# Stated task:
Reproduce all the material exactly, minus any pictures it holds.

# Collected data:

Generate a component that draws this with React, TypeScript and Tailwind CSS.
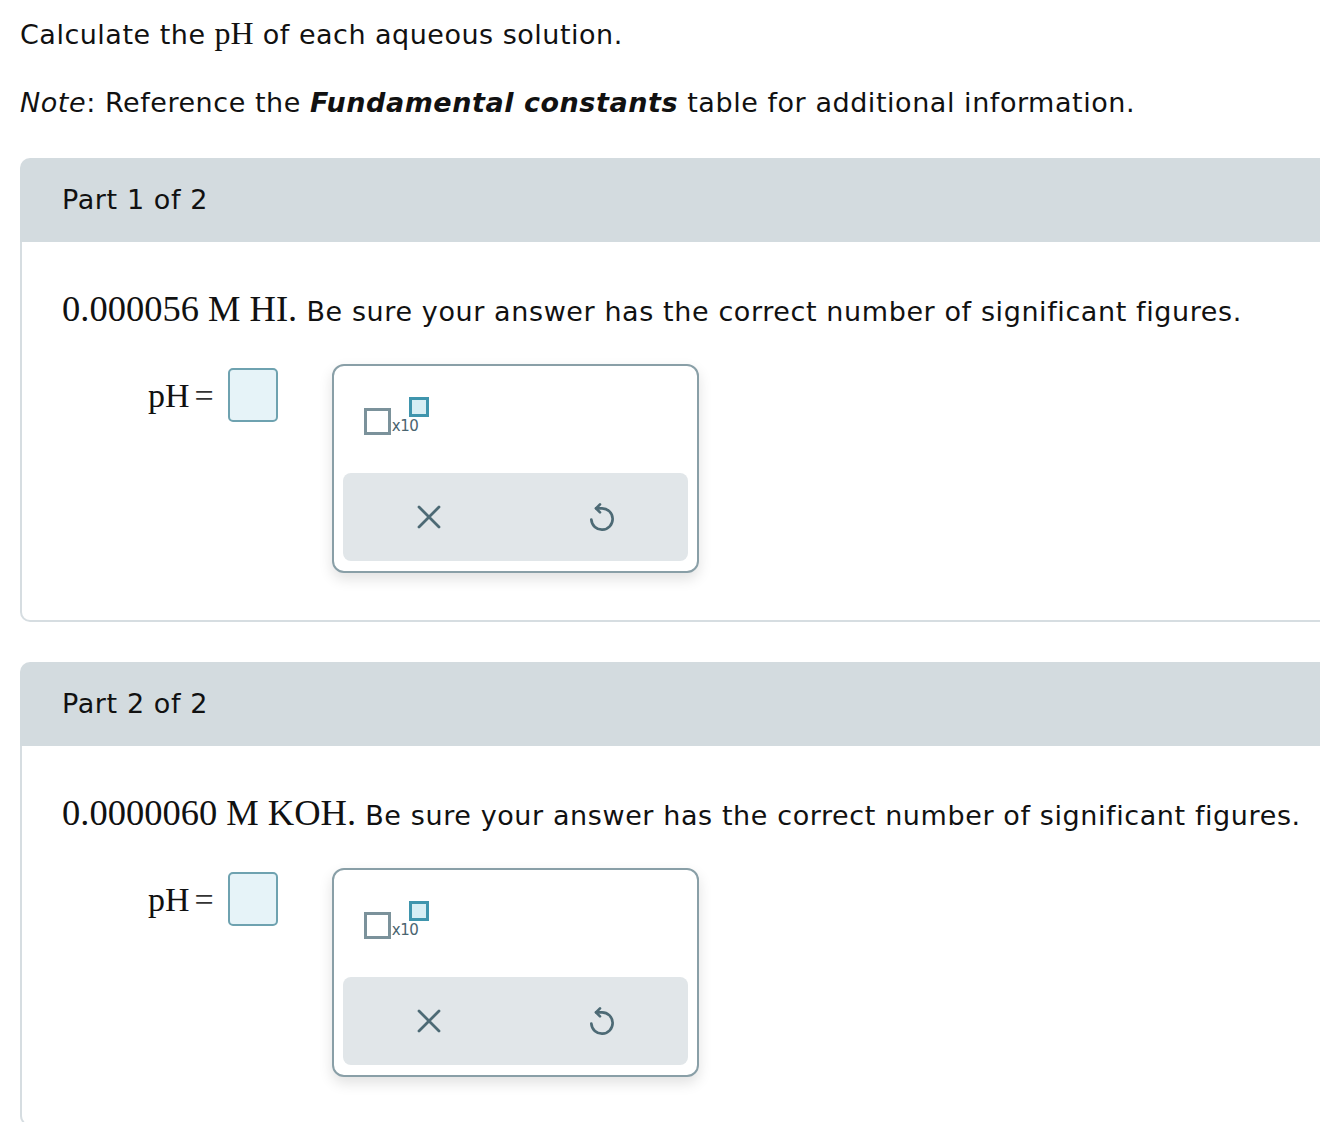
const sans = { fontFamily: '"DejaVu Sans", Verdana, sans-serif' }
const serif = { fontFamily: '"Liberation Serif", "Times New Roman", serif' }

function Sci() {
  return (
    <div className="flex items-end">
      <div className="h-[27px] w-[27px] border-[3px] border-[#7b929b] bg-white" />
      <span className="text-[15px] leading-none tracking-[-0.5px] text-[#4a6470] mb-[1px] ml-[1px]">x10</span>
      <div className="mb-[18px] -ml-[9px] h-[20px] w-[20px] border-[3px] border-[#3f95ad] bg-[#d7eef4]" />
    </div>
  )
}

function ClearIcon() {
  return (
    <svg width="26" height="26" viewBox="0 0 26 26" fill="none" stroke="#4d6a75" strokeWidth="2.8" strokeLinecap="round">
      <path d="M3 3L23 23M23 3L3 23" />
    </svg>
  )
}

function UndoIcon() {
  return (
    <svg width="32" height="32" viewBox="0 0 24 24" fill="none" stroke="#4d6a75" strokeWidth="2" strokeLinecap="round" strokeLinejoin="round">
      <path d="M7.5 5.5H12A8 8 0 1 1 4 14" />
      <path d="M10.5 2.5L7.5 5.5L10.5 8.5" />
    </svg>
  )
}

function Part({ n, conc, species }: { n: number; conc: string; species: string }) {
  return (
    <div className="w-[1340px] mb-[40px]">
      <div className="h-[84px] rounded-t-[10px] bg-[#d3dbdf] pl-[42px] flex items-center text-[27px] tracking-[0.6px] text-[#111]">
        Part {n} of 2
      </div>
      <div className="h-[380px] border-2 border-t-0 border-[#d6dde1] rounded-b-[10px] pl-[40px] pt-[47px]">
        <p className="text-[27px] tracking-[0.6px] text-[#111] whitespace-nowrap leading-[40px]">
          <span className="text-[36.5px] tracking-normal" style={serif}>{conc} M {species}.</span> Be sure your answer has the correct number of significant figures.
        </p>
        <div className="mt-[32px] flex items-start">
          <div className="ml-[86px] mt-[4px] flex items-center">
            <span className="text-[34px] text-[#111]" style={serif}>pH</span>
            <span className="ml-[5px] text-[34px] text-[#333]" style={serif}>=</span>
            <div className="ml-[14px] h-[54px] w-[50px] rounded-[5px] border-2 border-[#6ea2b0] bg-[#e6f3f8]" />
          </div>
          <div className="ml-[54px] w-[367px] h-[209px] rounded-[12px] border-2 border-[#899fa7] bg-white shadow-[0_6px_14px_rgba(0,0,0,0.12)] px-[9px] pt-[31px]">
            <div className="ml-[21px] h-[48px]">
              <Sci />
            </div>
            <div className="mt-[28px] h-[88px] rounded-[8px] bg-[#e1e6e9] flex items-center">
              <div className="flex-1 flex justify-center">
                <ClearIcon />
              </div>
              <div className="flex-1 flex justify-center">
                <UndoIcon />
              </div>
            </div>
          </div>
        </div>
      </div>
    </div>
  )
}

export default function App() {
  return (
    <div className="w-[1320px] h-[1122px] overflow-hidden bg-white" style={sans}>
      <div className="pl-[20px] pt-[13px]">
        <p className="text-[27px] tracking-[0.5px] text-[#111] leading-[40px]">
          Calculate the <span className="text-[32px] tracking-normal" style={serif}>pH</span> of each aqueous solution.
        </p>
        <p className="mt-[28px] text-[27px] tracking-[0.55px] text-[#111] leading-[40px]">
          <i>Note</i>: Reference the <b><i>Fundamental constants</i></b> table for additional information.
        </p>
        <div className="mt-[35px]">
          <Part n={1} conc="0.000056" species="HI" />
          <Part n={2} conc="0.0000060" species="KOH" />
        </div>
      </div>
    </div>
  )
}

# The answer:
Generate a component that draws this with React, TypeScript and Tailwind CSS.
const sans = { fontFamily: '"DejaVu Sans", Verdana, sans-serif' }
const serif = { fontFamily: '"Liberation Serif", "Times New Roman", serif' }

function Sci() {
  return (
    <div className="flex items-end">
      <div className="h-[27px] w-[27px] border-[3px] border-[#7b929b] bg-white" />
      <span className="text-[15px] leading-none tracking-[-0.5px] text-[#4a6470] mb-[1px] ml-[1px]">x10</span>
      <div className="mb-[18px] -ml-[9px] h-[20px] w-[20px] border-[3px] border-[#3f95ad] bg-[#d7eef4]" />
    </div>
  )
}

function ClearIcon() {
  return (
    <svg width="26" height="26" viewBox="0 0 26 26" fill="none" stroke="#4d6a75" strokeWidth="2.8" strokeLinecap="round">
      <path d="M3 3L23 23M23 3L3 23" />
    </svg>
  )
}

function UndoIcon() {
  return (
    <svg width="32" height="32" viewBox="0 0 24 24" fill="none" stroke="#4d6a75" strokeWidth="2" strokeLinecap="round" strokeLinejoin="round">
      <path d="M7.5 5.5H12A8 8 0 1 1 4 14" />
      <path d="M10.5 2.5L7.5 5.5L10.5 8.5" />
    </svg>
  )
}

function Part({ n, conc, species }: { n: number; conc: string; species: string }) {
  return (
    <div className="w-[1340px] mb-[40px]">
      <div className="h-[84px] rounded-t-[10px] bg-[#d3dbdf] pl-[42px] flex items-center text-[27px] tracking-[0.6px] text-[#111]">
        Part {n} of 2
      </div>
      <div className="h-[380px] border-2 border-t-0 border-[#d6dde1] rounded-b-[10px] pl-[40px] pt-[47px]">
        <p className="text-[27px] tracking-[0.6px] text-[#111] whitespace-nowrap leading-[40px]">
          <span className="text-[36.5px] tracking-normal" style={serif}>{conc} M {species}.</span> Be sure your answer has the correct number of significant figures.
        </p>
        <div className="mt-[32px] flex items-start">
          <div className="ml-[86px] mt-[4px] flex items-center">
            <span className="text-[34px] text-[#111]" style={serif}>pH</span>
            <span className="ml-[5px] text-[34px] text-[#333]" style={serif}>=</span>
            <div className="ml-[14px] h-[54px] w-[50px] rounded-[5px] border-2 border-[#6ea2b0] bg-[#e6f3f8]" />
          </div>
          <div className="ml-[54px] w-[367px] h-[209px] rounded-[12px] border-2 border-[#899fa7] bg-white shadow-[0_6px_14px_rgba(0,0,0,0.12)] px-[9px] pt-[31px]">
            <div className="ml-[21px] h-[48px]">
              <Sci />
            </div>
            <div className="mt-[28px] h-[88px] rounded-[8px] bg-[#e1e6e9] flex items-center">
              <div className="flex-1 flex justify-center">
                <ClearIcon />
              </div>
              <div className="flex-1 flex justify-center">
                <UndoIcon />
              </div>
            </div>
          </div>
        </div>
      </div>
    </div>
  )
}

export default function App() {
  return (
    <div className="w-[1320px] h-[1122px] overflow-hidden bg-white" style={sans}>
      <div className="pl-[20px] pt-[13px]">
        <p className="text-[27px] tracking-[0.5px] text-[#111] leading-[40px]">
          Calculate the <span className="text-[32px] tracking-normal" style={serif}>pH</span> of each aqueous solution.
        </p>
        <p className="mt-[28px] text-[27px] tracking-[0.55px] text-[#111] leading-[40px]">
          <i>Note</i>: Reference the <b><i>Fundamental constants</i></b> table for additional information.
        </p>
        <div className="mt-[35px]">
          <Part n={1} conc="0.000056" species="HI" />
          <Part n={2} conc="0.0000060" species="KOH" />
        </div>
      </div>
    </div>
  )
}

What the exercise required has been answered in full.